Lazarides founder Steve Lazarides worked with Banksy whilst he was employed as the picture director of the magazine Sleaze Nation, when the title played a tiny part in cultivating the artist’s early career. Steve became Banksy’s de facto agent, a working relationship that ended in early 2009. Banksy’s own organisation Pest Control is now the sole representative of the artist.

Banksy’s “uncommissioned” works – those he has placed without the express permission of the site’s owners – are perhaps his most fondly remembered.

In 2003 Banksy hung the embellished oil painting, Crimewatch UK has Ruined the Countryside for all of Us, a pastoral scene bastardised to include an incident scene sealed off with police tape, in Tate Britain. An official statement explained, “The amount of paranoia and fear about violent crime and paedophilia makes mine a more accurate drawing of the English landscape we actually live in.” It should be noted that the artist was hardly the household name he is now – reporting the incident, The Guardian newspaper described him as “famous for … the cover of the latest Blur album.” The painting was the first example of a number of doctored countryside works displayed in the exhibition Crude Oils; these are now among his most sought-after works.

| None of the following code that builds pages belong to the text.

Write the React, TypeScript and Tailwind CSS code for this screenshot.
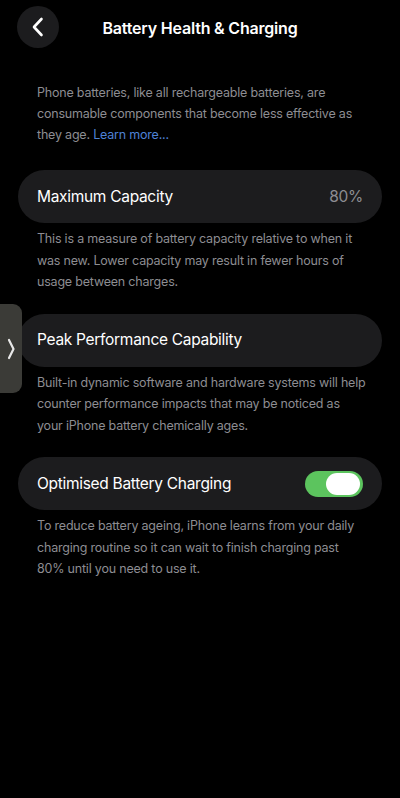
import React from 'react';

const Row = ({ label, children }: { label: string; children?: React.ReactNode }) => (
  <div className="flex items-center justify-between h-[53px] rounded-full bg-[#1c1c1e] pl-[19px] pr-[19px]">
    <span className="text-[15.5px] tracking-[-0.3px] text-white">{label}</span>
    {children}
  </div>
);

const Note = ({ children }: { children: React.ReactNode }) => (
  <p className="mt-[5px] px-[19px] whitespace-nowrap text-[12.5px] tracking-[-0.2px] leading-[21.5px] text-[#8d8d92]">{children}</p>
);

export default function App() {
  return (
    <div
      className="relative w-[400px] h-[798px] bg-black overflow-hidden"
      style={{ fontFamily: 'Inter, "Noto Sans", sans-serif' }}
    >
      {/* header */}
      <div className="relative flex items-center justify-center h-[56px]">
        <button className="absolute left-[17px] top-[6px] w-[42px] h-[42px] rounded-full bg-[#1c1c1e] flex items-center justify-center">
          <svg width="14" height="20" viewBox="0 0 14 20" fill="none">
            <path d="M10.5 2 L3 10 L10.5 18" stroke="white" strokeWidth="2.6" strokeLinecap="round" strokeLinejoin="round" />
          </svg>
        </button>
        <h1 className="text-[16px] font-semibold text-white tracking-[-0.2px]">Battery Health &amp; Charging</h1>
      </div>

      <div className="px-[18px]">
        <p className="mt-[26px] px-[19px] whitespace-nowrap text-[12.5px] tracking-[-0.2px] leading-[21px] text-[#8d8d92]">
          Phone batteries, like all rechargeable batteries, are
          <br />
          consumable components that become less effective as
          <br />
          they age. <span className="text-[#4e82d6]">Learn more...</span>
        </p>

        <div className="mt-[25px]">
          <Row label="Maximum Capacity">
            <span className="text-[15.5px] tracking-[-0.3px] text-[#8d8d92]">80%</span>
          </Row>
          <Note>
            This is a measure of battery capacity relative to when it
            <br />
            was new. Lower capacity may result in fewer hours of
            <br />
            usage between charges.
          </Note>
        </div>

        <div className="mt-[21px]">
          <Row label="Peak Performance Capability" />
          <Note>
            Built-in dynamic software and hardware systems will help
            <br />
            counter performance impacts that may be noticed as
            <br />
            your iPhone battery chemically ages.
          </Note>
        </div>

        <div className="mt-[21px]">
          <Row label="Optimised Battery Charging">
            <div className="w-[58px] h-[26px] rounded-full bg-[#5cc45e] flex items-center justify-end pr-[3px]">
              <div className="w-[34px] h-[22px] rounded-full bg-white" />
            </div>
          </Row>
          <Note>
            To reduce battery ageing, iPhone learns from your daily
            <br />
            charging routine so it can wait to finish charging past
            <br />
            80% until you need to use it.
          </Note>
        </div>
      </div>

      {/* side handle overlay */}
      <div className="absolute left-0 top-[304px] w-[22px] h-[89px] rounded-r-[9px] bg-[#3b3b37] flex items-center justify-center">
        <svg width="10" height="24" viewBox="0 0 10 24" fill="none">
          <path d="M3 3 L7.5 12 L3 21" stroke="#e8e8e8" strokeWidth="2.2" strokeLinecap="round" strokeLinejoin="round" />
        </svg>
      </div>
    </div>
  );
}
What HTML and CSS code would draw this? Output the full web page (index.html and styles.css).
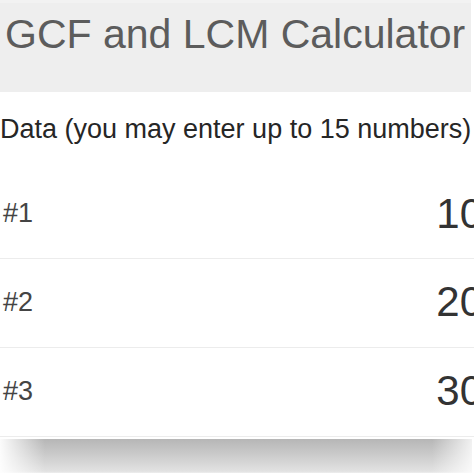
FILE: index.html
```html
<!DOCTYPE html>
<html lang="en">
<head>
<meta charset="utf-8">
<title>GCF and LCM Calculator</title>
<link rel="stylesheet" href="styles.css">
</head>
<body>
<div class="page">
  <header class="title-bar">
    <h1 class="title">GCF and LCM Calculator</h1>
  </header>
  <p class="data-label">Data (you may enter up to 15 numbers)</p>
  <ul class="rows">
    <li class="row"><span class="row-label">#1</span><span class="row-value">10</span></li>
    <li class="row"><span class="row-label">#2</span><span class="row-value">20</span></li>
    <li class="row"><span class="row-label">#3</span><span class="row-value">30</span></li>
  </ul>
  <div class="shadow-bar"></div>
</div>
</body>
</html>
```
FILE: styles.css
```css
html, body {
  margin: 0;
  padding: 0;
  background: #ffffff;
  overflow: hidden;
}
body {
  width: 474px;
  height: 474px;
  font-family: "Liberation Sans", Arial, Helvetica, sans-serif;
}
.page {
  display: flex;
  flex-direction: column;
  width: 474px;
}
.title-bar {
  background: #eeeeee;
  border-top: 3px solid #f2f2f2;
  height: 89px;
  margin-right: 3px;
}
.title {
  margin: 0;
  padding: 8px 0 0 5px;
  font-size: 41px;
  line-height: 46px;
  font-weight: normal;
  color: #5c5c5c;
  white-space: nowrap;
}
.data-label {
  margin: 21px 0 0 0;
  font-size: 27px;
  line-height: 32px;
  color: #262626;
  white-space: nowrap;
}
.rows {
  list-style: none;
  margin: 25.5px 0 0 0;
  padding: 0;
}
.row {
  display: flex;
  justify-content: space-between;
  align-items: center;
  height: 88px;
  border-bottom: 1.5px solid #ececec;
  margin-right: -9px;
}
.row:first-child {
  height: 87px;
}
.row-label {
  padding-left: 3px;
  font-size: 27px;
  line-height: 30px;
  color: #444444;
  margin-top: -2px;
}
.row-value {
  font-size: 42px;
  line-height: 46px;
  color: #333333;
  margin-top: -1px;
}
.shadow-bar {
  margin-top: 2px;
  margin-right: 2px;
  height: 34px;
  background:
    linear-gradient(to right, rgba(255,255,255,0.95) 0, rgba(255,255,255,0) 45px, rgba(255,255,255,0) calc(100% - 40px), rgba(255,255,255,0.8) 100%),
    linear-gradient(to bottom, #b6b6b6 0, #c8c8c8 40%, #e2e2e2 95%, #eeeeee 100%);
}
```
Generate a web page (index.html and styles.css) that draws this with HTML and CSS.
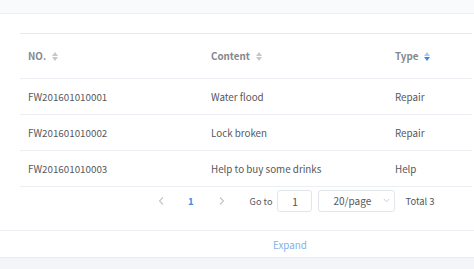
FILE: index.html
```html
<!DOCTYPE html>
<html>
<head>
<meta charset="utf-8">
<link rel="stylesheet" href="styles.css">
</head>
<body>
<div class="topband"></div>
<div class="card">
  <div class="table">
    <div class="row head">
      <div class="cell">NO. <span class="sort"><i class="up"></i><i class="down"></i></span></div>
      <div class="cell">Content <span class="sort"><i class="up"></i><i class="down"></i></span></div>
      <div class="cell">Type <span class="sort active"><i class="up"></i><i class="down"></i></span></div>
    </div>
    <div class="row">
      <div class="cell">FW201601010001</div>
      <div class="cell">Water flood</div>
      <div class="cell">Repair</div>
    </div>
    <div class="row">
      <div class="cell">FW201601010002</div>
      <div class="cell">Lock broken</div>
      <div class="cell">Repair</div>
    </div>
    <div class="row">
      <div class="cell">FW201601010003</div>
      <div class="cell">Help to buy some drinks</div>
      <div class="cell">Help</div>
    </div>
    <div class="pager">
      <span class="arrow">
        <svg width="7" height="10" viewBox="0 0 7 10"><path d="M5 1.5 L1.5 5 L5 8.5" fill="none" stroke="#c0c4cc" stroke-width="1.1"/></svg>
      </span>
      <span class="num">1</span>
      <span class="arrow">
        <svg width="7" height="10" viewBox="0 0 7 10"><path d="M2 1.5 L5.5 5 L2 8.5" fill="none" stroke="#c0c4cc" stroke-width="1.1"/></svg>
      </span>
      <span class="goto">Go to</span>
      <span class="input">1</span>
      <span class="select"><span class="sel-text">20/page</span>
        <svg class="chev" width="7" height="5" viewBox="0 0 7 5"><path d="M0.8 1 L3.5 3.8 L6.2 1" fill="none" stroke="#c0c4cc" stroke-width="0.9"/></svg>
      </span>
      <span class="total">Total 3</span>
    </div>
  </div>
  <div class="footer"><span class="expand">Expand</span></div>
</div>
</body>
</html>
```

FILE: styles.css
```css
* { box-sizing: border-box; }
html, body { margin: 0; padding: 0; }
body {
  width: 474px;
  height: 269px;
  overflow: hidden;
  background: #f3f5f9;
  font-family: "Noto Sans CJK SC", "Noto Sans", sans-serif;
  font-size: 9.8px;
  color: #55585d;
}
.topband {
  height: 14px;
  background: #f9fafb;
  border-bottom: 1px solid #eef0f3;
}
.card {
  background: #fff;
  height: 244px;
  border-bottom: 1px solid #e8ecf3;
}
.table {
  margin-left: 20px;
  margin-right: 2px;
  padding-top: 19px;
}
.row {
  display: grid;
  grid-template-columns: 183px 184px 1fr;
  height: 36px;
  border-bottom: 1px solid #ebeef3;
  align-items: center;
}
.row.head {
  height: 46px;
  border-top: 1px solid #e6e9ee;
  font-weight: 700;
  color: #85888e;
}
.cell {
  padding-left: 8px;
  display: flex;
  align-items: center;
  white-space: nowrap;
}
.sort {
  display: inline-flex;
  flex-direction: column;
  gap: 1px;
  margin-left: 6px;
}
.sort i {
  display: block;
  width: 0;
  height: 0;
  border-left: 3.5px solid transparent;
  border-right: 3.5px solid transparent;
}
.sort .up { border-bottom: 4px solid #c4c7cc; }
.sort .down { border-top: 4px solid #c4c7cc; }
.sort.active .up { border-bottom-color: #a9c9f2; }
.sort.active .down { border-top-color: #3d86e6; }
.pager {
  height: 43px;
  display: flex;
  align-items: center;
  padding-left: 138px;
  padding-bottom: 16px;
}
.arrow {
  width: 7px;
  display: flex;
  align-items: center;
}
.num {
  color: #3a8ee6;
  font-weight: 700;
  margin: 0 24px 0 23px;
  font-size: 9.5px;
}
.goto {
  margin-left: 25px;
  font-size: 9.2px;
}
.input {
  margin-left: 5px;
  width: 35px;
  height: 22px;
  border: 1px solid #e2e5ea;
  border-radius: 3px;
  display: flex;
  align-items: center;
  justify-content: center;
  font-size: 11px;
}
.select {
  margin-left: 6px;
  width: 77px;
  height: 22px;
  border: 1px solid #e2e5ea;
  border-radius: 3px;
  display: flex;
  align-items: center;
  padding-left: 14px;
  font-size: 10px;
}
.chev { margin-left: 12px; flex: none; }
.total {
  margin-left: 10px;
  font-size: 9.4px;
}
.footer {
  border-top: 1px solid #eceff3;
  height: 28px;
  display: flex;
  align-items: center;
  padding-left: 273px;
}
.expand {
  color: #7fb2ee;
}
```
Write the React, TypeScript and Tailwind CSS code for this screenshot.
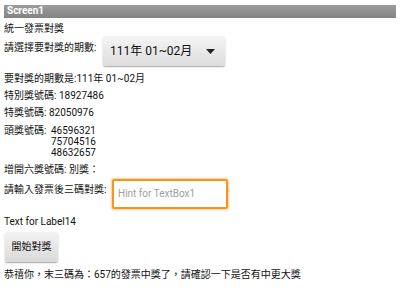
import React from "react";

const F = { fontFamily: '"Roboto", "Noto Sans CJK TC", sans-serif' };

export default function App() {
  return (
    <div className="w-[400px] h-[300px] bg-white text-[#111] overflow-hidden" style={F}>
      <div className="mx-[4px] mt-[5px] h-[13px] bg-gradient-to-b from-[#9c9c9c] to-[#838383] text-white text-[10px] font-bold leading-[11px] pl-[3px]">
        Screen1
      </div>
      <div className="pl-[4px] text-[10px] leading-[12px]">
        <div className="mt-[5px] h-[12px]">統一發票對獎</div>
        <div className="flex items-start mt-[1px] h-[30px]">
          <div className="mt-[5.5px] w-[99px] shrink-0">請選擇要對獎的期數:</div>
          <div className="w-[122px] h-[30px] rounded-[2px] bg-gradient-to-b from-[#f5f5f5] to-[#dcdcdc] shadow-[0_1px_1.5px_rgba(0,0,0,0.35)] flex items-center justify-between pl-[7px] pr-[10px] text-[12px] leading-[14px] whitespace-nowrap">
            <span>111年 01~02月</span>
            <svg width="9" height="5" viewBox="0 0 9 5"><path d="M0 0H9L4.5 5Z" fill="#222" /></svg>
          </div>
        </div>
        <div className="mt-[7px] h-[12px]">要對獎的期數是:111年 01~02月</div>
        <div className="mt-[5px] h-[12px]">特別獎號碼: 18927486</div>
        <div className="mt-[4.5px] h-[12px]">特獎號碼: 82050976</div>
        <div className="flex mt-[6.5px] leading-[11px]">
          <div className="w-[47px] shrink-0">頭獎號碼:</div>
          <div>
            <div>46596321</div>
            <div>75704516</div>
            <div>48632657</div>
          </div>
        </div>
        <div className="mt-[5.5px] h-[12px]">增開六獎號碼: 別獎：</div>
        <div className="flex items-start mt-[3.5px] h-[30px]">
          <div className="mt-[4.5px] w-[108px] shrink-0">請輸入發票後三碼對獎:</div>
          <div className="w-[116px] h-[30px] border-[2px] border-[#f7941d] rounded-[2px] shadow-[0_0_2px_1px_rgba(247,148,29,0.45)] flex items-center pl-[4px] text-[10px] text-[#9e9e9e]">
            Hint for TextBox1
          </div>
        </div>
        <div className="mt-[7px] h-[12px]">Text for Label14</div>
        <div className="mt-[4px] ml-[1px] w-[53px] h-[30px] rounded-[2px] bg-gradient-to-b from-[#f3f3f3] to-[#d9d9d9] shadow-[0_1px_1.5px_rgba(0,0,0,0.35)] flex items-center justify-center text-[10px]">
          開始對獎
        </div>
        <div className="mt-[6.5px] h-[12px] whitespace-nowrap">恭禧你，末三碼為：657的發票中獎了，請確認一下是否有中更大獎</div>
      </div>
    </div>
  );
}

After the death of Lady Diana Spencer in 2004, Banksy produced a large number of Di-Faced Tenners, counterfeit £10 notes featuring the late Princess of Wales’s image where the ruling monarch’s would normally be. Many were simply given away, including at the Reading music festival. In 2005 Banksy painted various images on Israel’s West Bank Wall, which he described as “the ultimate holiday destination for graffiti artists.” 2006 saw an untitled sculpture of a traditional red British public phone box, seemingly assassinated by an ice pick and abandoned on London’s Soho Square, and a dummy dressed as a Guantanamo Bay prisoner installed alongside Disneyland’s Rocky Mountain Ride. Then, in a 2008 reaction to Britain’s growing ranks of closed circuit television cameras, Banksy painted the slogan “One Nation Under CCTV” in lettering several storeys high on a building in perhaps London’s busiest district, next to a very prominent surveillance camera.

Many of these star turns are immortalised in Banksy’s 2010 film, Exit Through the Gift Shop, which was nominated for an Academy Award for best documentary.